Deep Dive: How the Court Reached Its Decision
Personal Jurisdiction Over Butcher
The court determined that it had personal jurisdiction over Butcher based on the concept of "minimum contacts" with Virginia. It found that Butcher had purposefully engaged in repeated business activities related to the consulting agreement with NetTax, a Virginia entity. The court noted that Butcher's actions included negotiating terms, reviewing deliverables, and participating in communications that involved tortious conduct directed toward Virginia. These activities satisfied the requirement that a defendant could reasonably anticipate being haled into court in the forum state where the lawsuit arose. The court emphasized that the nature of Butcher's dealings indicated that he had established sufficient connections to the state, thus meeting the due process criteria for personal jurisdiction. Furthermore, the court recognized that the lawsuit stemmed directly from these contacts, reinforcing the justification for exercising jurisdiction over Butcher. Ultimately, the court concluded that the totality of the circumstances indicated that Butcher's involvement with the agreement and his interactions with NetTax warranted the court's jurisdiction.
Claims for Fraud and Business Conspiracy
The court evaluated the sufficiency of NetTax's claims for fraud and business conspiracy against all defendants. It found that NetTax had adequately pleaded intentional misrepresentation, as the allegations indicated that the defendants had concealed their true intentions regarding payment under the consulting agreement. The court highlighted that the fraud claim was supported by claims of collusion among the defendants, which met the legal standards required to survive a motion to dismiss. Specifically, the court noted that NetTax had provided sufficient detail about the fraudulent conduct, including the timing and nature of the misrepresentations, thereby satisfying the heightened pleading standard under Rule 9(b). Additionally, the court determined that the allegations of business conspiracy were viable, as they were grounded in intentional torts, including fraud, which had been properly pleaded. This dual basis for the claims suggested that the defendants might have engaged in a coordinated effort to defraud NetTax, justifying the court's decision to allow these claims to proceed.

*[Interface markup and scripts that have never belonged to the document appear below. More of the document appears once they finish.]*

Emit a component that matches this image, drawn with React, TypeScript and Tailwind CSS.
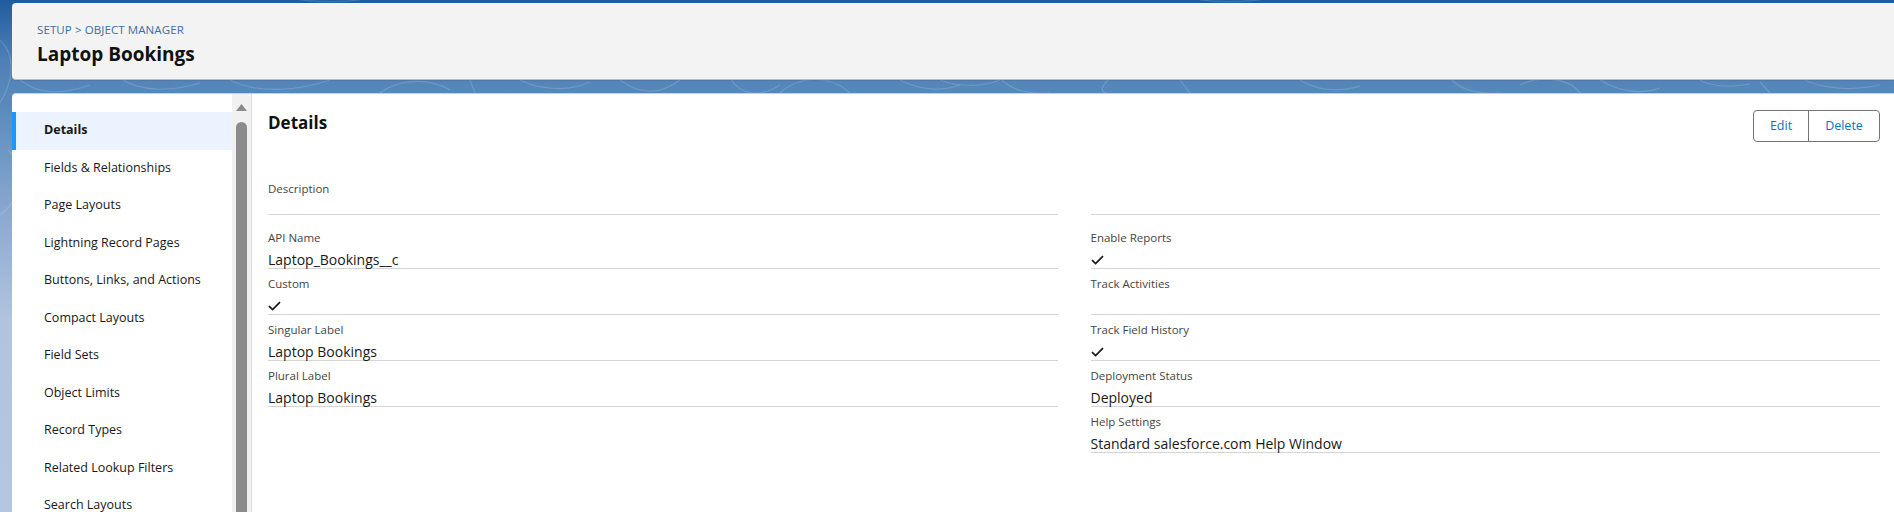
import React from 'react'

const navItems = [
  'Details',
  'Fields & Relationships',
  'Page Layouts',
  'Lightning Record Pages',
  'Buttons, Links, and Actions',
  'Compact Layouts',
  'Field Sets',
  'Object Limits',
  'Record Types',
  'Related Lookup Filters',
  'Search Layouts',
]

const Check = () => (
  <svg width="13" height="10" viewBox="0 0 13 10" fill="none">
    <path d="M1 5.2 L4.6 8.6 L12 1.2" stroke="#181818" strokeWidth="1.7" />
  </svg>
)

type Row = { label: string; value?: React.ReactNode }

const Field = ({ label, value }: Row) => (
  <div className="h-[46px] border-b border-[#d4d4d4] pt-[7px]">
    <div className="text-[11.5px] leading-[16px] text-[#444444]">{label}</div>
    <div className="mt-[5px] h-[17px] flex items-center text-[14px] leading-[17px] text-[#181818]">{value}</div>
  </div>
)

const leftRows: Row[] = [
  { label: 'API Name', value: 'Laptop_Bookings__c' },
  { label: 'Custom', value: <Check /> },
  { label: 'Singular Label', value: 'Laptop Bookings' },
  { label: 'Plural Label', value: 'Laptop Bookings' },
]

const rightRows: Row[] = [
  { label: 'Enable Reports', value: <Check /> },
  { label: 'Track Activities' },
  { label: 'Track Field History', value: <Check /> },
  { label: 'Deployment Status', value: 'Deployed' },
  { label: 'Help Settings', value: 'Standard salesforce.com Help Window' },
]

const Swirls = () => (
  <svg className="absolute inset-0 w-full h-full" viewBox="0 0 1894 512" preserveAspectRatio="none" fill="none">
    <g stroke="#ffffff" strokeOpacity="0.16" strokeWidth="1.2">
      <path d="M0 40 C 20 60, 10 90, -5 110" />
      <path d="M8 150 C 30 170, 20 200, 0 215" />
      <path d="M620 80 C 640 95, 660 95, 680 80" />
      <path d="M730 78 C 740 95, 760 98, 780 85" />
      <path d="M780 93 C 800 75, 830 75, 850 93" />
      <path d="M900 80 C 920 90, 940 92, 960 85" />
      <path d="M940 80 C 955 86, 980 88, 1000 80" />
      <path d="M1000 78 C 1010 90, 1030 95, 1050 93" />
      <path d="M1110 78 C 1100 88, 1100 92, 1108 93" />
      <path d="M1180 80 L 1190 93" />
      <path d="M1300 80 C 1320 92, 1340 92, 1360 86" />
      <path d="M1450 78 C 1460 90, 1480 95, 1500 93" />
      <path d="M1520 85 C 1540 75, 1570 78, 1580 93" />
      <path d="M1600 80 C 1620 92, 1640 95, 1660 88" />
      <path d="M1700 80 C 1710 86, 1730 88, 1750 84" />
      <path d="M1760 82 L 1770 93" />
      <path d="M1800 78 C 1820 88, 1850 92, 1880 85" />
      <path d="M20 80 C 40 95, 60 95, 90 85" />
      <path d="M120 78 C 140 92, 170 92, 200 83" />
      <path d="M230 80 C 260 95, 300 90, 330 80" />
      <path d="M380 93 C 400 78, 430 78, 450 90" />
      <path d="M470 80 L 475 93" />
      <path d="M520 80 C 540 90, 570 92, 590 82" />
      <path d="M300 0 C 320 2, 340 2, 360 0" />
      <path d="M1200 0 C 1220 2, 1240 2, 1260 0" />
    </g>
  </svg>
)

export default function App() {
  return (
    <div
      className="relative w-full h-[512px] overflow-hidden bg-[linear-gradient(180deg,#1f5c9e_0px,#4f80b6_60px,#5b8bbd_110px,#8eaad0_220px,#b0c4df_320px,#b4c7e0_512px)]"
      style={{ fontFamily: '"Open Sans", "Noto Sans", "Liberation Sans", sans-serif' }}
    >
      <Swirls />
      <div className="relative flex flex-col h-full pl-[12px] pt-[3px]">
        <header className="h-[77px] shrink-0 bg-[#f3f3f3] rounded-l-[4px] border-b border-[#bdbdbd] shadow-[0_1px_1px_rgba(0,0,0,0.08)] pl-[25px] pt-[19px]">
          <div className="text-[11.5px] leading-[16px] text-[#3b6ea5] tracking-[0.1px]">SETUP &gt; OBJECT MANAGER</div>
          <h1 className="mt-[4px] text-[19px] leading-[24px] font-bold text-[#111111]">Laptop Bookings</h1>
        </header>

        <div className="mt-[13px] flex-1 flex bg-white rounded-tl-[4px] border-t border-[#d0d0d0] min-h-0">
          <nav className="w-[220px] shrink-0 pt-[18px]">
            {navItems.map((item, i) => (
              <div
                key={item}
                className={
                  i === 0
                    ? 'h-[37.5px] flex items-center pl-[28px] border-l-[4px] border-[#1b96ff] bg-[#eaf3fe] text-[12.5px] font-bold text-[#181818]'
                    : 'h-[37.5px] flex items-center pl-[32px] text-[12.5px] text-[#181818]'
                }
              >
                {item}
              </div>
            ))}
          </nav>

          <div className="w-[19px] shrink-0 bg-[#f1f1f1] flex flex-col items-center pt-[10px]">
            <svg width="11" height="7" viewBox="0 0 11 7">
              <path d="M0 7 L5.5 0 L11 7 Z" fill="#8a8a8a" />
            </svg>
            <div className="mt-[11px] w-[11px] flex-1 bg-[#8b8b8b] rounded-t-[6px]" />
          </div>

          <main className="flex-1 border-l border-[#dcdcdc] pl-[16px] pr-[14px] min-w-0">
            <div className="flex items-start justify-between pt-[16px]">
              <h2 className="mt-[1px] text-[17px] leading-[24px] font-bold text-[#111111]">Details</h2>
              <div className="flex h-[32px] border border-[#747474] rounded-[4px] overflow-hidden bg-white text-[12.5px] text-[#0176d3]">
                <button className="w-[55px] flex items-center justify-center border-r border-[#747474]">Edit</button>
                <button className="w-[70px] flex items-center justify-center">Delete</button>
              </div>
            </div>

            <div className="mt-[27px] grid grid-cols-2 gap-x-[33px]">
              <div>
                <div className="h-[46px] border-b border-[#d4d4d4] pt-[12px]">
                  <div className="text-[11.5px] leading-[16px] text-[#444444]">Description</div>
                </div>
                <div className="mt-[8px]">
                  {leftRows.map((r) => (
                    <Field key={r.label} {...r} />
                  ))}
                </div>
              </div>
              <div>
                <div className="h-[46px] border-b border-[#d4d4d4]" />
                <div className="mt-[8px]">
                  {rightRows.map((r) => (
                    <Field key={r.label} {...r} />
                  ))}
                </div>
              </div>
            </div>
          </main>
        </div>
      </div>
    </div>
  )
}
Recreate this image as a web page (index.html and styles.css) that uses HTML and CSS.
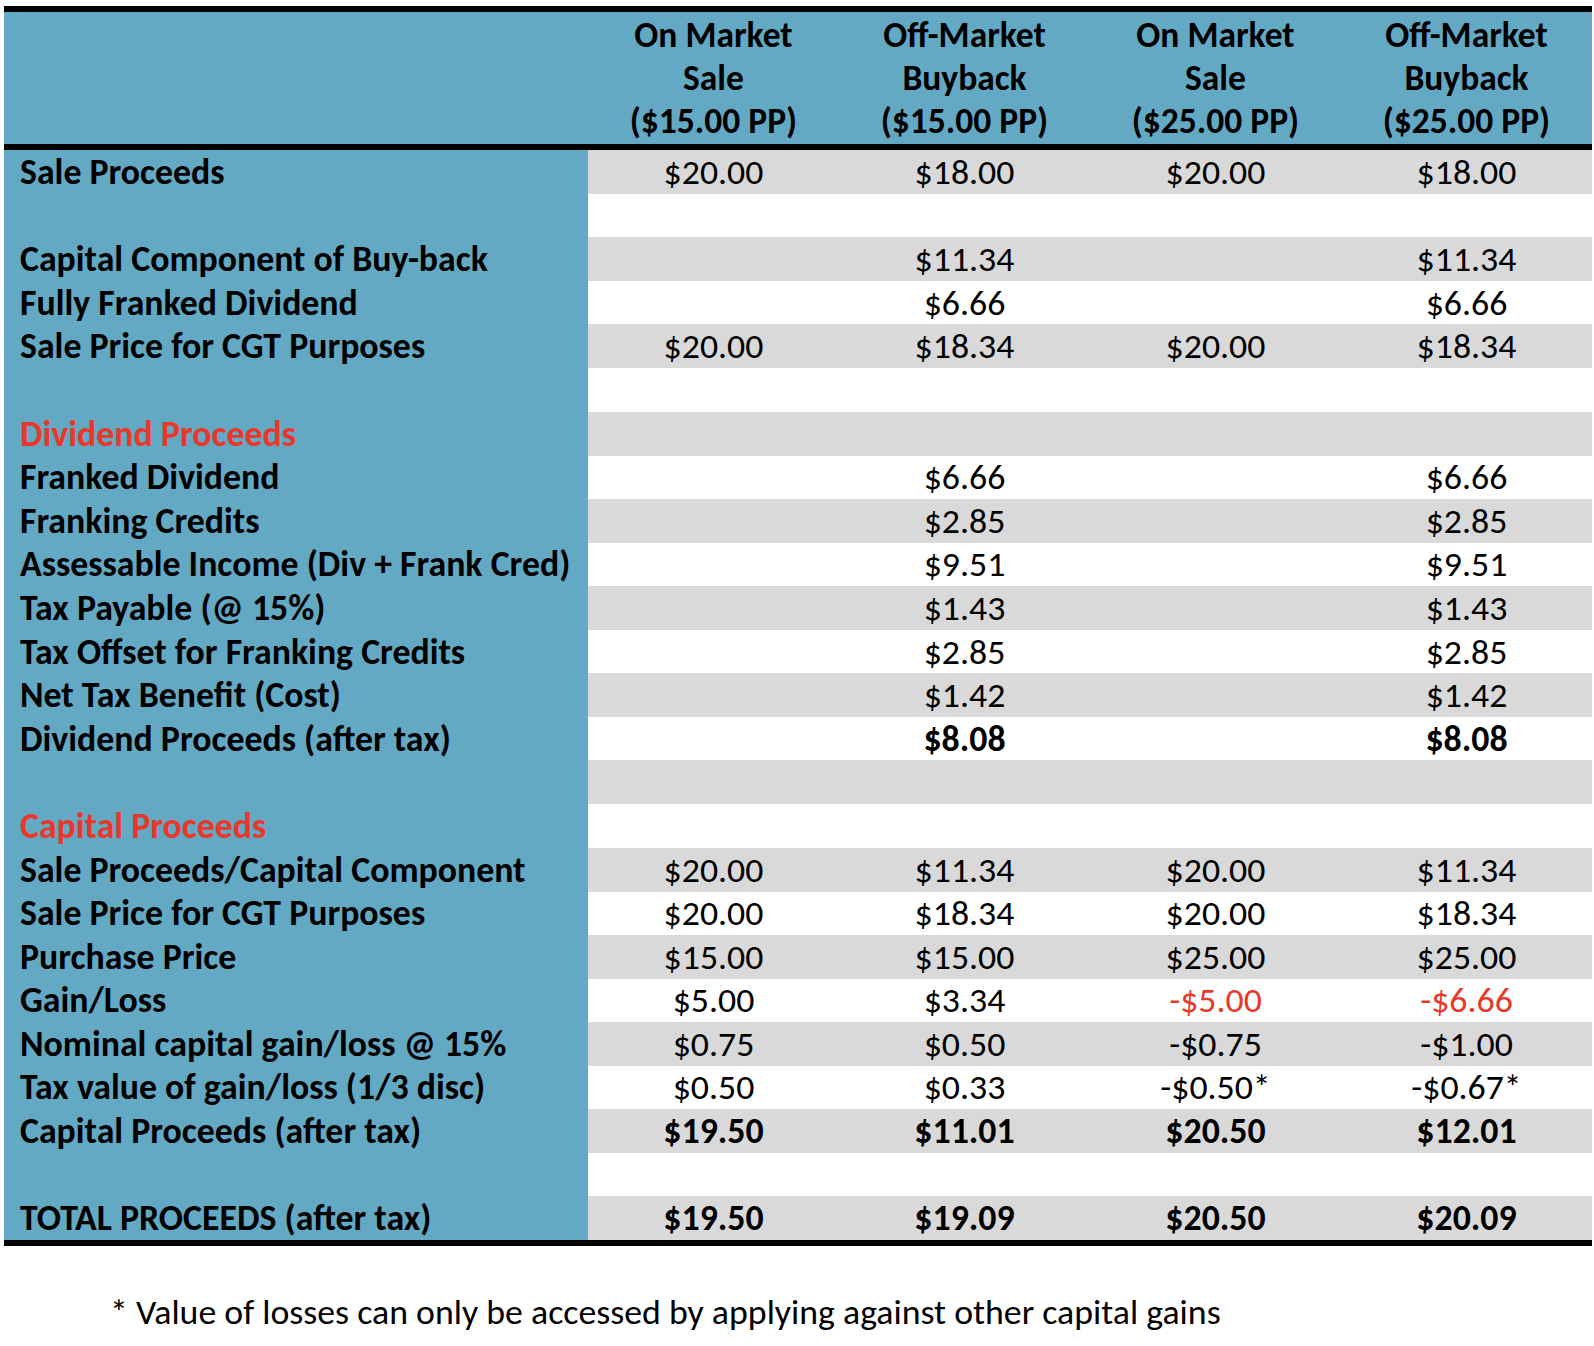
FILE: index.html
```html
<!DOCTYPE html>
<html>
<head>
<meta charset="utf-8">
<link rel="stylesheet" href="styles.css">
</head>
<body>
<div class="sheet">
  <div class="head">
    <div class="hlbl"></div>
    <div class="hcell">On Market<br>Sale<br>($15.00 PP)</div>
    <div class="hcell">Off-Market<br>Buyback<br>($15.00 PP)</div>
    <div class="hcell">On Market<br>Sale<br>($25.00 PP)</div>
    <div class="hcell">Off-Market<br>Buyback<br>($25.00 PP)</div>
  </div>
  <div class="body">
    <div class="row g"><div class="lbl">Sale Proceeds</div><div class="val">$20.00</div><div class="val">$18.00</div><div class="val">$20.00</div><div class="val">$18.00</div></div>
    <div class="row"><div class="lbl"></div><div class="val"></div><div class="val"></div><div class="val"></div><div class="val"></div></div>
    <div class="row g"><div class="lbl">Capital Component of Buy-back</div><div class="val"></div><div class="val">$11.34</div><div class="val"></div><div class="val">$11.34</div></div>
    <div class="row"><div class="lbl">Fully Franked Dividend</div><div class="val"></div><div class="val">$6.66</div><div class="val"></div><div class="val">$6.66</div></div>
    <div class="row g"><div class="lbl">Sale Price for CGT Purposes</div><div class="val">$20.00</div><div class="val">$18.34</div><div class="val">$20.00</div><div class="val">$18.34</div></div>
    <div class="row"><div class="lbl"></div><div class="val"></div><div class="val"></div><div class="val"></div><div class="val"></div></div>
    <div class="row g"><div class="lbl red">Dividend Proceeds</div><div class="val"></div><div class="val"></div><div class="val"></div><div class="val"></div></div>
    <div class="row"><div class="lbl">Franked Dividend</div><div class="val"></div><div class="val">$6.66</div><div class="val"></div><div class="val">$6.66</div></div>
    <div class="row g"><div class="lbl">Franking Credits</div><div class="val"></div><div class="val">$2.85</div><div class="val"></div><div class="val">$2.85</div></div>
    <div class="row"><div class="lbl">Assessable Income (Div + Frank Cred)</div><div class="val"></div><div class="val">$9.51</div><div class="val"></div><div class="val">$9.51</div></div>
    <div class="row g"><div class="lbl">Tax Payable (@ 15%)</div><div class="val"></div><div class="val">$1.43</div><div class="val"></div><div class="val">$1.43</div></div>
    <div class="row"><div class="lbl">Tax Offset for Franking Credits</div><div class="val"></div><div class="val">$2.85</div><div class="val"></div><div class="val">$2.85</div></div>
    <div class="row g"><div class="lbl">Net Tax Benefit (Cost)</div><div class="val"></div><div class="val">$1.42</div><div class="val"></div><div class="val">$1.42</div></div>
    <div class="row"><div class="lbl">Dividend Proceeds (after tax)</div><div class="val"></div><div class="val b">$8.08</div><div class="val"></div><div class="val b">$8.08</div></div>
    <div class="row g"><div class="lbl"></div><div class="val"></div><div class="val"></div><div class="val"></div><div class="val"></div></div>
    <div class="row"><div class="lbl red">Capital Proceeds</div><div class="val"></div><div class="val"></div><div class="val"></div><div class="val"></div></div>
    <div class="row g"><div class="lbl">Sale Proceeds/Capital Component</div><div class="val">$20.00</div><div class="val">$11.34</div><div class="val">$20.00</div><div class="val">$11.34</div></div>
    <div class="row"><div class="lbl">Sale Price for CGT Purposes</div><div class="val">$20.00</div><div class="val">$18.34</div><div class="val">$20.00</div><div class="val">$18.34</div></div>
    <div class="row g"><div class="lbl">Purchase Price</div><div class="val">$15.00</div><div class="val">$15.00</div><div class="val">$25.00</div><div class="val">$25.00</div></div>
    <div class="row"><div class="lbl">Gain/Loss</div><div class="val">$5.00</div><div class="val">$3.34</div><div class="val red">-$5.00</div><div class="val red">-$6.66</div></div>
    <div class="row g"><div class="lbl">Nominal capital gain/loss @ 15%</div><div class="val">$0.75</div><div class="val">$0.50</div><div class="val">-$0.75</div><div class="val">-$1.00</div></div>
    <div class="row"><div class="lbl">Tax value of gain/loss (1/3 disc)</div><div class="val">$0.50</div><div class="val">$0.33</div><div class="val">-$0.50*</div><div class="val">-$0.67*</div></div>
    <div class="row g"><div class="lbl">Capital Proceeds (after tax)</div><div class="val b">$19.50</div><div class="val b">$11.01</div><div class="val b">$20.50</div><div class="val b">$12.01</div></div>
    <div class="row"><div class="lbl"></div><div class="val"></div><div class="val"></div><div class="val"></div><div class="val"></div></div>
    <div class="row g"><div class="lbl">TOTAL PROCEEDS (after tax)</div><div class="val b">$19.50</div><div class="val b">$19.09</div><div class="val b">$20.50</div><div class="val b">$20.09</div></div>
  </div>
</div>
<p class="note">* Value of losses can only be accessed by applying against other capital gains</p>
</body>
</html>
```
FILE: styles.css
```css
html, body {
  margin: 0;
  padding: 0;
  background: #ffffff;
}
body {
  font-family: "Carlito", "Lato", "Liberation Sans", sans-serif;
  color: #000000;
}
.sheet {
  margin: 6px 2px 0 4px;
  width: 1588px;
  border-top: 6px solid #000;
  border-bottom: 6px solid #000;
}
.head {
  display: grid;
  grid-template-columns: 584px repeat(4, 1fr);
  height: 132px;
  background: #63a9c4;
  border-bottom: 6px solid #000;
  font-weight: 700;
  font-size: 35.5px;
  line-height: 43px;
}
.hcell {
  text-align: center;
  padding-top: 2px;
}
.body {
  display: flex;
  flex-direction: column;
}
.row {
  display: grid;
  grid-template-columns: 584px repeat(4, 1fr);
  height: 43.6px;
  font-size: 35.8px;
}
.lbl {
  background: #63a9c4;
  font-weight: 700;
  padding-left: 16px;
  display: flex;
  align-items: center;
  white-space: nowrap;
}
.val {
  display: flex;
  align-items: center;
  justify-content: center;
  white-space: nowrap;
}
.row.g .val {
  background: #d9d9d9;
}
.b {
  font-weight: 700;
}
.red {
  color: #e8382b;
}
.note {
  margin: 46px 0 0 110px;
  font-size: 35.8px;
  line-height: 40px;
}
```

Limitation-of-Liability Provision
In addressing the defendants' motion to strike NetTax's claimed damages in excess of the fee specified in the agreement, the court analyzed the limitation-of-liability provision included in the contract. The court noted that while the provision sought to cap damages related to indemnification claims, it could not limit liability for intentional misconduct under Virginia law. The court underscored that Virginia's public policy does not permit contracts to shield a party from liability for tortious acts, particularly those involving fraud or other intentional wrongs. This interpretation aligned with established legal principles that prohibit the enforcement of provisions aimed at limiting damages arising from intentional misconduct. Consequently, the court ruled that the defendants could not rely on the limitation-of-liability clause to dismiss NetTax's claims for damages that stemmed from alleged fraudulent actions. The court's decision reinforced the notion that parties cannot contractually evade responsibility for their intentional torts, thus allowing NetTax's claims for damages to remain intact.
Conclusion of the Court
The court ultimately denied all of the defendants' motions, allowing the case to move forward. It concluded that Butcher's contacts with Virginia were sufficient to establish personal jurisdiction, and NetTax had adequately stated claims for fraud and business conspiracy. Furthermore, the court rejected the defendants' attempt to limit liability based on the contractual provision, affirming that intentional misconduct could not be shielded by such clauses. This ruling affirmed the importance of upholding accountability for fraudulent actions in contractual relationships, ensuring that plaintiffs have the opportunity to seek relief for their claims. The court's decision set the stage for further litigation, enabling NetTax to pursue its claims against the defendants in the federal court.